| Data lines |
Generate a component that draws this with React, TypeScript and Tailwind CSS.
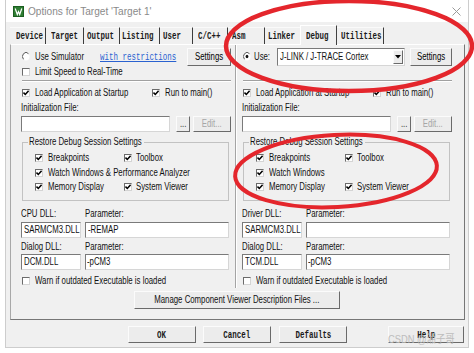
import React from "react";

type P = { children?: React.ReactNode; className?: string };

function T({ children, className = "" }: P) {
  return (
    <span
      className={`block w-fit whitespace-nowrap origin-left scale-x-[0.78] text-[10px] leading-[12px] font-['Liberation_Sans',Arial,sans-serif] text-[#111] ${className}`}
    >
      {children}
    </span>
  );
}

function TC({ children, className = "" }: P) {
  return (
    <span
      className={`block w-fit whitespace-nowrap origin-center scale-x-[0.78] text-[10px] leading-[12px] font-['Liberation_Sans',Arial,sans-serif] ${className}`}
    >
      {children}
    </span>
  );
}

function M({ children, className = "" }: P) {
  return (
    <span
      className={`block w-fit whitespace-nowrap origin-left scale-x-[0.68] text-[11px] leading-[12px] font-bold font-['Liberation_Mono','Courier_New',monospace] text-[#1a1a1a] ${className}`}
    >
      {children}
    </span>
  );
}

function MC({ children }: P) {
  return (
    <span className="block w-fit whitespace-nowrap origin-center scale-x-[0.68] text-[11px] leading-[12px] font-bold font-['Liberation_Mono','Courier_New',monospace] text-[#1a1a1a]">
      {children}
    </span>
  );
}

const BTN =
  "flex items-center justify-center bg-[#ececec] border border-t-[#fbfbfb] border-l-[#fbfbfb] border-r-[#6a6a6a] border-b-[#6a6a6a] shrink-0";
const INPUT =
  "flex items-center bg-white border border-t-[#7a7a7a] border-l-[#7a7a7a] border-r-[#d6d6d6] border-b-[#d6d6d6] overflow-hidden shrink-0";

function Box({ on }: { on?: boolean }) {
  return (
    <span className="flex items-center justify-center w-[8px] h-[8px] shrink-0 bg-white border border-t-[#6b6b6b] border-l-[#6b6b6b] border-r-[#d4d4d4] border-b-[#d4d4d4]">
      {on && (
        <svg width="6" height="6" viewBox="0 0 6 6" className="block">
          <path d="M0.5 2.6 L2.3 4.5 L5.6 0.8" fill="none" stroke="#000" strokeWidth="1.5" />
        </svg>
      )}
    </span>
  );
}

function Radio({ on }: { on?: boolean }) {
  return (
    <svg width="8" height="9" viewBox="0 0 8 9" className="block shrink-0">
      <ellipse cx="4" cy="4.5" rx="3.5" ry="4" fill="#fff" />
      <path d="M6.5 1.7 A3.5 4 0 1 0 1.5 7.3" fill="none" stroke="#5a5a5a" strokeWidth="1" />
      {on && <ellipse cx="4" cy="4.5" rx="1.4" ry="1.7" fill="#111" />}
    </svg>
  );
}

function Column({ right }: { right?: boolean }) {
  const restore = right
    ? [
        ["Breakpoints", "Toolbox"],
        ["Watch Windows", ""],
        ["Memory Display", "System Viewer"],
      ]
    : [
        ["Breakpoints", "Toolbox"],
        ["Watch Windows & Performance Analyzer", ""],
        ["Memory Display", "System Viewer"],
      ];
  const dll = right
    ? ["Driver DLL:", "SARMCM3.DLL", "", "TCM.DLL", "-pCM3"]
    : ["CPU DLL:", "SARMCM3.DLL", "-REMAP", "DCM.DLL", "-pCM3"];
  return (
    <div className="flex flex-col w-[210px] shrink-0">
      {right ? (
        <div className="mt-[2px] h-[19px] flex items-center">
          <span className="ml-[1px]">
            <Radio on />
          </span>
          <div className="ml-[3px] w-[23px]">
            <T>Use:</T>
          </div>
          <div className={`${INPUT} w-[128px] h-[18px] justify-between`}>
            <div className="ml-[2px] w-[100px]">
              <T>J-LINK / J-TRACE Cortex</T>
            </div>
            <div className={`${BTN} w-[10px] h-[14px] mr-[1px]`}>
              <svg width="6" height="4" viewBox="0 0 6 4" className="block">
                <path d="M0 0 H6 L3 3.5 Z" fill="#000" />
              </svg>
            </div>
          </div>
          <div className={`${BTN} ml-[5px] w-[42px] h-[18px]`}>
            <TC>Settings</TC>
          </div>
        </div>
      ) : (
        <div className="mt-[2px] h-[19px] flex items-center">
          <span className="ml-[1px]">
            <Radio />
          </span>
          <div className="ml-[5px] w-[65px]">
            <T>Use Simulator</T>
          </div>
          <div className="w-[87px]">
            <span className="block w-fit whitespace-nowrap origin-left scale-x-[0.68] text-[11px] leading-[12px] font-['Liberation_Mono','Courier_New',monospace] text-[#2a62d0] underline">
              with restrictions
            </span>
          </div>
          <div className={`${BTN} w-[44px] h-[18px]`}>
            <TC>Settings</TC>
          </div>
        </div>
      )}

      <div className="h-[12px] flex items-center">
        {!right && (
          <>
            <span className="ml-[1px]">
              <Box />
            </span>
            <div className="ml-[5px]">
              <T>Limit Speed to Real-Time</T>
            </div>
          </>
        )}
      </div>

      <div className="mt-[2px] ml-[1px] h-[2px] border-t border-t-[#a0a0a0] border-b border-b-white" />

      <div className="mt-[5px] h-[12px] flex items-center">
        <span className="ml-[1px]">
          <Box on />
        </span>
        <div className="ml-[5px] w-[117px]">
          <T>Load Application at Startup</T>
        </div>
        <Box on />
        <div className="ml-[5px]">
          <T>Run to main()</T>
        </div>
      </div>

      <div className="mt-[3px] h-[12px] flex items-center">
        <T>Initialization File:</T>
      </div>

      <div className="mt-[2px] h-[16px] flex">
        <div className={`${INPUT} w-[149px] h-[16px]`} />
        <div className={`${BTN} ml-[6px] w-[14px] h-[16px]`}>
          <TC className="text-[#333]">...</TC>
        </div>
        <div className={`${BTN} ml-[3px] w-[38px] h-[16px]`}>
          <TC className="text-[#a6a6a6]">Edit...</TC>
        </div>
      </div>

      <div className="relative mt-[10px] ml-[1px] w-[207px] h-[59px] border border-[#c2c2c2]">
        <div className="absolute left-[5px] -top-[7px] px-[1px] h-[12px] w-[116px] bg-[#f0f0f0]">
          <T>Restore Debug Session Settings</T>
        </div>
        <div className="mt-[8px] flex flex-col">
          {restore.map(([a, b], i) => (
            <div key={i} className={`h-[14px] flex items-center ${i === 1 ? "mt-[1px]" : ""}`}>
              <span className="ml-[12px]">
                <Box on />
              </span>
              <div className="ml-[5px] w-[76px]">
                <T>{a}</T>
              </div>
              {b && (
                <>
                  <Box on />
                  <div className="ml-[4px]">
                    <T>{b}</T>
                  </div>
                </>
              )}
            </div>
          ))}
        </div>
      </div>

      <div className="mt-[7px] h-[12px] flex items-center">
        <div className="w-[64px]">
          <T>{dll[0]}</T>
        </div>
        <T>Parameter:</T>
      </div>
      <div className="mt-[2px] h-[16px] flex">
        <div className={`${INPUT} w-[60px] h-[16px]`}>
          <div className="ml-[2px]">
            <T>{dll[1]}</T>
          </div>
        </div>
        <div className={`${INPUT} ml-[4px] w-[144px] h-[16px]`}>
          <div className="ml-[2px]">
            <T>{dll[2]}</T>
          </div>
        </div>
      </div>

      <div className="mt-[3px] h-[12px] flex items-center">
        <div className="w-[64px]">
          <T>Dialog DLL:</T>
        </div>
        <T>Parameter:</T>
      </div>
      <div className="mt-[1px] h-[16px] flex">
        <div className={`${INPUT} w-[60px] h-[16px]`}>
          <div className="ml-[2px]">
            <T>{dll[3]}</T>
          </div>
        </div>
        <div className={`${INPUT} ml-[4px] w-[144px] h-[16px]`}>
          <div className="ml-[1px]">
            <T>{dll[4]}</T>
          </div>
        </div>
      </div>

      <div className="mt-[5px] h-[12px] flex items-center">
        <span className="ml-[1px]">
          <Box />
        </span>
        <div className="ml-[5px]">
          <T>Warn if outdated Executable is loaded</T>
        </div>
      </div>
    </div>
  );
}

const TABS: [string, number, number][] = [
  ["Device", 36, 6],
  ["Target", 38, 5],
  ["Output", 36, 3],
  ["Listing", 40, 2],
  ["User", 33, 3],
  ["C/C++", 35, 5],
  ["Asm", 37, 4],
  ["Linker", 35, 3],
  ["Debug", 37, 5],
  ["Utilities", 47, 4],
];

export default function App() {
  return (
    <div className="relative w-[474px] h-[353px] bg-white overflow-hidden">
      <div className="ml-[5px] w-[464px] h-[348px] flex flex-col bg-[#f0f0f0] border border-t-0 border-[#cdcdcd]">
        {/* title bar */}
        <div className="h-[22px] flex items-center bg-white">
          <svg width="11" height="11" viewBox="0 0 11 11" className="ml-[7px] block shrink-0">
            <rect x="0" y="0" width="11" height="11" fill="#2e7d32" />
            <rect x="0.5" y="0.5" width="10" height="10" fill="none" stroke="#1b5e20" />
            <path d="M2.2 2.5 L4.3 8.5 L5.5 5.5 L6.7 8.5 L8.8 2.5" fill="none" stroke="#fff" strokeWidth="1.2" />
          </svg>
          <div className="ml-[4px] flex-1">
            <span className="block w-fit whitespace-nowrap origin-left scale-x-[0.92] text-[11px] leading-[13px] font-['Liberation_Sans',Arial,sans-serif] text-[#8a8a8a]">
              Options for Target 'Target 1'
            </span>
          </div>
          <svg width="9" height="9" viewBox="0 0 9 9" className="mr-[7px] block shrink-0">
            <path d="M0.5 0.5 L8.5 8.5 M8.5 0.5 L0.5 8.5" stroke="#9a9a9a" strokeWidth="1" />
          </svg>
        </div>

        {/* tabs */}
        <div className="h-[22px] ml-[4px] flex items-end">
          {TABS.map(([name, w, pl]) => {
            const sel = name === "Debug";
            const noRight = name === "Linker";
            return (
              <div
                key={name}
                style={{ width: w, paddingLeft: pl }}
                className={
                  sel
                    ? "relative z-10 h-[20px] -mb-[1px] flex items-center bg-[#f0f0f0] border-t border-t-white border-l border-l-white border-r border-r-[#404040] shrink-0"
                    : noRight
                    ? "h-[17px] flex items-center border-t border-t-[#fafafa] shrink-0"
                    : "h-[17px] flex items-center border-t border-t-[#fafafa] border-r border-r-[#3c3c3c] shrink-0"
                }
              >
                <M>{name}</M>
              </div>
            );
          })}
        </div>

        {/* panel */}
        <div className="ml-[4px] w-[455px] h-[276px] flex flex-col border border-t-white border-l-[#a8a8a8] border-r-[#767676] border-b-[#767676]">
          <div className="ml-[10px] flex">
            <Column />
            <div className="ml-[4px] w-[2px] h-[243px] border-l border-l-[#a4a4a4] border-r border-r-white" />
            <div className="ml-[5px]">
              <Column right />
            </div>
          </div>
          <div className={`${BTN} ml-[123px] mt-[3px] w-[206px] h-[18px]`}>
            <TC className="text-[#111]">Manage Component Viewer Description Files ...</TC>
          </div>
        </div>

        {/* bottom buttons */}
        <div className="mt-[6px] h-[17px] flex">
          <div className={`${BTN} ml-[122px] w-[68px] h-[17px]`}>
            <MC>OK</MC>
          </div>
          <div className={`${BTN} ml-[7px] w-[68px] h-[17px]`}>
            <MC>Cancel</MC>
          </div>
          <div className={`${BTN} ml-[8px] w-[68px] h-[17px]`}>
            <MC>Defaults</MC>
          </div>
          <div className={`${BTN} ml-[41px] w-[76px] h-[17px]`}>
            <MC>Help</MC>
          </div>
        </div>
      </div>

      {/* watermark */}
      <div className="absolute left-[388px] top-[333px] pointer-events-none">
        <span className="block w-fit whitespace-nowrap origin-left scale-x-[0.85] text-[11px] leading-[13px] font-['Liberation_Sans','Noto_Sans_CJK_SC',sans-serif] text-[#b8b8b8] opacity-90">
          CSDN @湘子哥
        </span>
      </div>

      {/* red annotation ellipses */}
      <svg width="474" height="353" viewBox="0 0 474 353" className="absolute left-0 top-0 pointer-events-none">
        <ellipse cx="349" cy="46" rx="123" ry="45" fill="none" stroke="#e4262c" strokeWidth="4.5" />
        <ellipse cx="336" cy="171" rx="101" ry="36" transform="rotate(-3 336 171)" fill="none" stroke="#e4262c" strokeWidth="4" />
      </svg>
    </div>
  );
}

| Required task |
Repeat the lines above, starting at the first and stopping after the line that holds "React.ReactNode; className?: string", with the pictures left out.

| Task output |
Generate a component that draws this with React, TypeScript and Tailwind CSS.
import React from "react";

type P = { children?: React.ReactNode; className?: string };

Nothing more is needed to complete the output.